> [TASK DESCRIPTION]
Find and copy every line in the records that includes the string "component".

> [DATA]

* * *

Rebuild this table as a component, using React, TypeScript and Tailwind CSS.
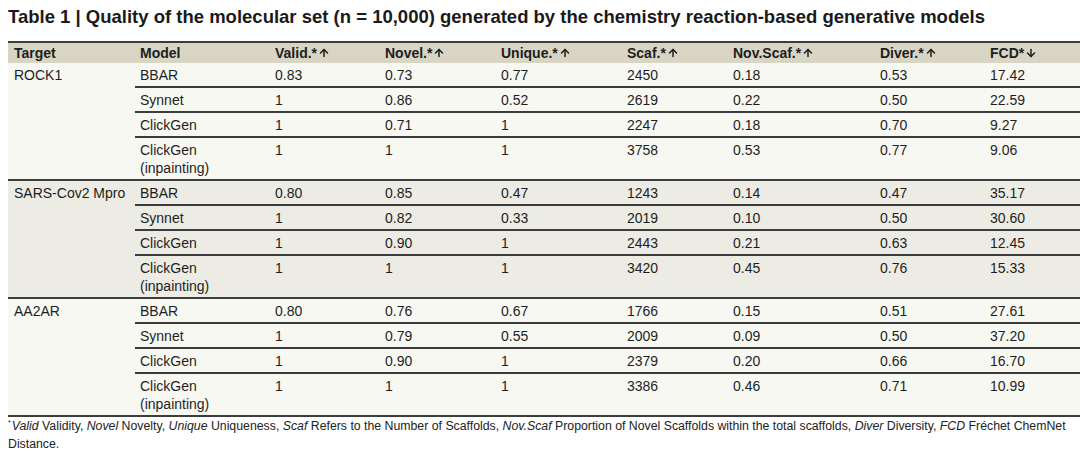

* * *

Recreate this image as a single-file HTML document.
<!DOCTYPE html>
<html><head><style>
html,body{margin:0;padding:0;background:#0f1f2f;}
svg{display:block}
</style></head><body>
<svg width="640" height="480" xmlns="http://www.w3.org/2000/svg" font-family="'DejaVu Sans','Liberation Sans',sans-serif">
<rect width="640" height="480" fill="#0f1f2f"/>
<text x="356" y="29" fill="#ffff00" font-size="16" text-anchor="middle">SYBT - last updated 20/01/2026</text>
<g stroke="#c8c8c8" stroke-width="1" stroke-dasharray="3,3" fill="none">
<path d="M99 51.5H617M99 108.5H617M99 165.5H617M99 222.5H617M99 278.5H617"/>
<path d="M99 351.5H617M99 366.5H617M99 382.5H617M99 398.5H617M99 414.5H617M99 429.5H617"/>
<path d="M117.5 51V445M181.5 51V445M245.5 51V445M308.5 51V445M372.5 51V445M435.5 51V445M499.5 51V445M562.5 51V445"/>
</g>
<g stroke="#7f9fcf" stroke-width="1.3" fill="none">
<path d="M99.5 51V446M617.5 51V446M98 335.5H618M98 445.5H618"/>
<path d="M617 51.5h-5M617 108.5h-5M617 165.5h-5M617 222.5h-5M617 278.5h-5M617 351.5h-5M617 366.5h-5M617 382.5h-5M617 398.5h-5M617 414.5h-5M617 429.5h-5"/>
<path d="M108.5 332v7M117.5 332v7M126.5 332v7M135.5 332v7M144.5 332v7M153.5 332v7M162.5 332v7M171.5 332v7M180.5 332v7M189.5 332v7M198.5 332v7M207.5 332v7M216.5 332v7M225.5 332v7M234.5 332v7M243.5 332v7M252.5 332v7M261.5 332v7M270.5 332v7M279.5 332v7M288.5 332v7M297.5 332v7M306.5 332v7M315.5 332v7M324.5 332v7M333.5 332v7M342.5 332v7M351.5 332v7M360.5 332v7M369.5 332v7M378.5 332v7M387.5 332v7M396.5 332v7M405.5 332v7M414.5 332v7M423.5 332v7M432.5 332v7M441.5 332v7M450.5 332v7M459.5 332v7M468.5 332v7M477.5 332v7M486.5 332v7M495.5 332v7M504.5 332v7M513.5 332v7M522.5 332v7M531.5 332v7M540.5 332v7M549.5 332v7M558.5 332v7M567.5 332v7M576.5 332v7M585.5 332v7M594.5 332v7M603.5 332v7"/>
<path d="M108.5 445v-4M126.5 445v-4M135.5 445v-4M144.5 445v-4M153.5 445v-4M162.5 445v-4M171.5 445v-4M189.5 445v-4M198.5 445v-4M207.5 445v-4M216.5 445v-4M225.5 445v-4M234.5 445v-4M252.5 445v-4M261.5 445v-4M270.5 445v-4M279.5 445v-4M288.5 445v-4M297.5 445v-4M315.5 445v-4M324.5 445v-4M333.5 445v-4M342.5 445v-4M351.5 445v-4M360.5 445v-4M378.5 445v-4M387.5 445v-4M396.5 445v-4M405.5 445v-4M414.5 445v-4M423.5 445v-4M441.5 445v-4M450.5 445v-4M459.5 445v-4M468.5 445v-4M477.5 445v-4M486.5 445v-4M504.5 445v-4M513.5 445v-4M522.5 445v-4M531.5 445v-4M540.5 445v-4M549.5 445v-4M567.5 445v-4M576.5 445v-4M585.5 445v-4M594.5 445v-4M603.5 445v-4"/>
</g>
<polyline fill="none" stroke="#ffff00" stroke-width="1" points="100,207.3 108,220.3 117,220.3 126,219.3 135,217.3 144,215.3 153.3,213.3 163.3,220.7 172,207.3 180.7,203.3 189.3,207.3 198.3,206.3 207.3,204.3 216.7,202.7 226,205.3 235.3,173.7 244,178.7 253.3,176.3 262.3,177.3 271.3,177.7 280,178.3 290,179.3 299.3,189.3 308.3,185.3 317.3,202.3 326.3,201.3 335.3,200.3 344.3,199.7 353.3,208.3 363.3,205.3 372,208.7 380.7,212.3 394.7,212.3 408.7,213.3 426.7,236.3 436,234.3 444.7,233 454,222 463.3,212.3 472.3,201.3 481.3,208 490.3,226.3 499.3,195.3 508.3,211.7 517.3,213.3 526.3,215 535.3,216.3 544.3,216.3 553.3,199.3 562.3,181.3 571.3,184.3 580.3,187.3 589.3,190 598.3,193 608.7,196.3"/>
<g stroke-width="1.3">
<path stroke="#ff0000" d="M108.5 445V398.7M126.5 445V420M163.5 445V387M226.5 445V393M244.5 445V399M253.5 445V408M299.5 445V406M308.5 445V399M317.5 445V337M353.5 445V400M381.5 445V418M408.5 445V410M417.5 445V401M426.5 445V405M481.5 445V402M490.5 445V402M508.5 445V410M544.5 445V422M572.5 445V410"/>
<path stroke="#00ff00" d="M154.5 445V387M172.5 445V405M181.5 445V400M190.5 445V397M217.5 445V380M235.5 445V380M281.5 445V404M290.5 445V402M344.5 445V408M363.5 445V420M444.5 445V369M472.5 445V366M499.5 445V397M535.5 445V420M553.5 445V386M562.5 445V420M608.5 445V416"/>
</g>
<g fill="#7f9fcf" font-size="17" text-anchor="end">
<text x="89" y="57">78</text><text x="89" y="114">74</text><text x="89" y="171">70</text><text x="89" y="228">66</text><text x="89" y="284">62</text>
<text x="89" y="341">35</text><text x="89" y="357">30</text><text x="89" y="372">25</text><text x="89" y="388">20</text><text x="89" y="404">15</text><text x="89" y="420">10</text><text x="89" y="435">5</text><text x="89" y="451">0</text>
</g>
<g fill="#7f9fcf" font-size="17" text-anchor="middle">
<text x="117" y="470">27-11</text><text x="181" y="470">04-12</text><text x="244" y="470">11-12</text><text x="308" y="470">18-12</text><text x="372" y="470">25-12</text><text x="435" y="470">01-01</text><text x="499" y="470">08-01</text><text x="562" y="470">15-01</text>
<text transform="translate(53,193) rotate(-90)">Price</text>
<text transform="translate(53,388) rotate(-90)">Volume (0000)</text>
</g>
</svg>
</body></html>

* * *

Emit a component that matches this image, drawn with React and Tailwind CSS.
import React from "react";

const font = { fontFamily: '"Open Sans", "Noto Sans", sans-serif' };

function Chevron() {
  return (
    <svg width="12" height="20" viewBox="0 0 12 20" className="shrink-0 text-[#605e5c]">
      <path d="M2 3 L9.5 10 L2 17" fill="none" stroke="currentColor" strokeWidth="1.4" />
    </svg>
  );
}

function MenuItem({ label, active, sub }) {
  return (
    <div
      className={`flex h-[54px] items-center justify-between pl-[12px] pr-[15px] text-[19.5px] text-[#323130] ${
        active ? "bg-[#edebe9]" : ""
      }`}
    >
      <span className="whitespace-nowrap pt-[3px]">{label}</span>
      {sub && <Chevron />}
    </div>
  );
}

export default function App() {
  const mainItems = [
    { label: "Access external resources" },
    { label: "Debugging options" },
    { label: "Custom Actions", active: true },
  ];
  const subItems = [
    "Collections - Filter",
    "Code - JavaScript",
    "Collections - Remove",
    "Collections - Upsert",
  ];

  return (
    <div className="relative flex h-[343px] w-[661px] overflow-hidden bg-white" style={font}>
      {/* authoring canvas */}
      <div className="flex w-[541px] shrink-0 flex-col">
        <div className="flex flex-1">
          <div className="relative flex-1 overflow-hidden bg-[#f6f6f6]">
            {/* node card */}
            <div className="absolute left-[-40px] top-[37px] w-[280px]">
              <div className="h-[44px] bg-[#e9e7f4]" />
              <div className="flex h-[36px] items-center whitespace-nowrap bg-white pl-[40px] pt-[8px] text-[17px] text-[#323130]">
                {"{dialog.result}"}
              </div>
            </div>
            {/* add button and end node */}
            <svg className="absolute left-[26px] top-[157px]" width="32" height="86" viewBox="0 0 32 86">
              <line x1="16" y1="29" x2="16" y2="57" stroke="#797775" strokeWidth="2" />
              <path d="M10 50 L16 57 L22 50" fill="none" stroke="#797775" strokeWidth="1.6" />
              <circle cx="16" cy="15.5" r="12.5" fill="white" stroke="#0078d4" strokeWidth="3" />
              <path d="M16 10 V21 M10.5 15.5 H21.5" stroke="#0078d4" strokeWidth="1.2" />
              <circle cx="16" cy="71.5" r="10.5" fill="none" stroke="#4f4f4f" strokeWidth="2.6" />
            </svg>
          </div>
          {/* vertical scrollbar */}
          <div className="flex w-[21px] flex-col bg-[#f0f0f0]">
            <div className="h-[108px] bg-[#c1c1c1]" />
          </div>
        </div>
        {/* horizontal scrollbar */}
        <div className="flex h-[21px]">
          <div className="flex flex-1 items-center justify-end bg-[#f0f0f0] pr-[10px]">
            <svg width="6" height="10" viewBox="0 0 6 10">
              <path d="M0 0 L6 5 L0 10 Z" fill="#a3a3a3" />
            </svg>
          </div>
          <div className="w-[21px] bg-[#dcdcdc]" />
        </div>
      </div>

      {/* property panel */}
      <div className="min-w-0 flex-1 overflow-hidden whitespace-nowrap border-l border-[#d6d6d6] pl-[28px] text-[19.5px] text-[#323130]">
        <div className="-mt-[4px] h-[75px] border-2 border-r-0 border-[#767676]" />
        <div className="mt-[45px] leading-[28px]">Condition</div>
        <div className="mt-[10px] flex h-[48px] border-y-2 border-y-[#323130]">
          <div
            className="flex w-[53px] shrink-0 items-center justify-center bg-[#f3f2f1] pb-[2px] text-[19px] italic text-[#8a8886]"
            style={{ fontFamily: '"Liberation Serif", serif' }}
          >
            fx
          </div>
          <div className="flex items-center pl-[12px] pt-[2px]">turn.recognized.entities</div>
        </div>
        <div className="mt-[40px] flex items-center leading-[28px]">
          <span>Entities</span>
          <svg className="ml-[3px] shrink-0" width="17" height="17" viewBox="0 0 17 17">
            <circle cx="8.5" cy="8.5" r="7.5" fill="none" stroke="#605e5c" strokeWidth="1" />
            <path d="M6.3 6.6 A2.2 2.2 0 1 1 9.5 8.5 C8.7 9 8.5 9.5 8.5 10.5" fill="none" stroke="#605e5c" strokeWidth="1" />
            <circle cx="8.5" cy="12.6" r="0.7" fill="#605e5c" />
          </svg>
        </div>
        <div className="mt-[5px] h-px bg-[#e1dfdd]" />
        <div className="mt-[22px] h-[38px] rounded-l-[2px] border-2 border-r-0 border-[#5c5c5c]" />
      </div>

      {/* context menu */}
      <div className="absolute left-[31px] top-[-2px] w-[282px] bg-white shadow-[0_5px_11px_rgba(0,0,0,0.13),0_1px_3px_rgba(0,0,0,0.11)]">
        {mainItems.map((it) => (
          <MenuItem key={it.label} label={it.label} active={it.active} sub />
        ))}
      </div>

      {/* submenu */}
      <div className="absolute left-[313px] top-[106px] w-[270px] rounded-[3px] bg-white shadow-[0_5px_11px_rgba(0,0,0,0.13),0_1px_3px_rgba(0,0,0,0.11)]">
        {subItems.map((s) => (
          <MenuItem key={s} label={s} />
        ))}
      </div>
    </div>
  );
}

* * *

> [TASK RESULT]
Rebuild this table as a component, using React, TypeScript and Tailwind CSS.
Emit a component that matches this image, drawn with React and Tailwind CSS.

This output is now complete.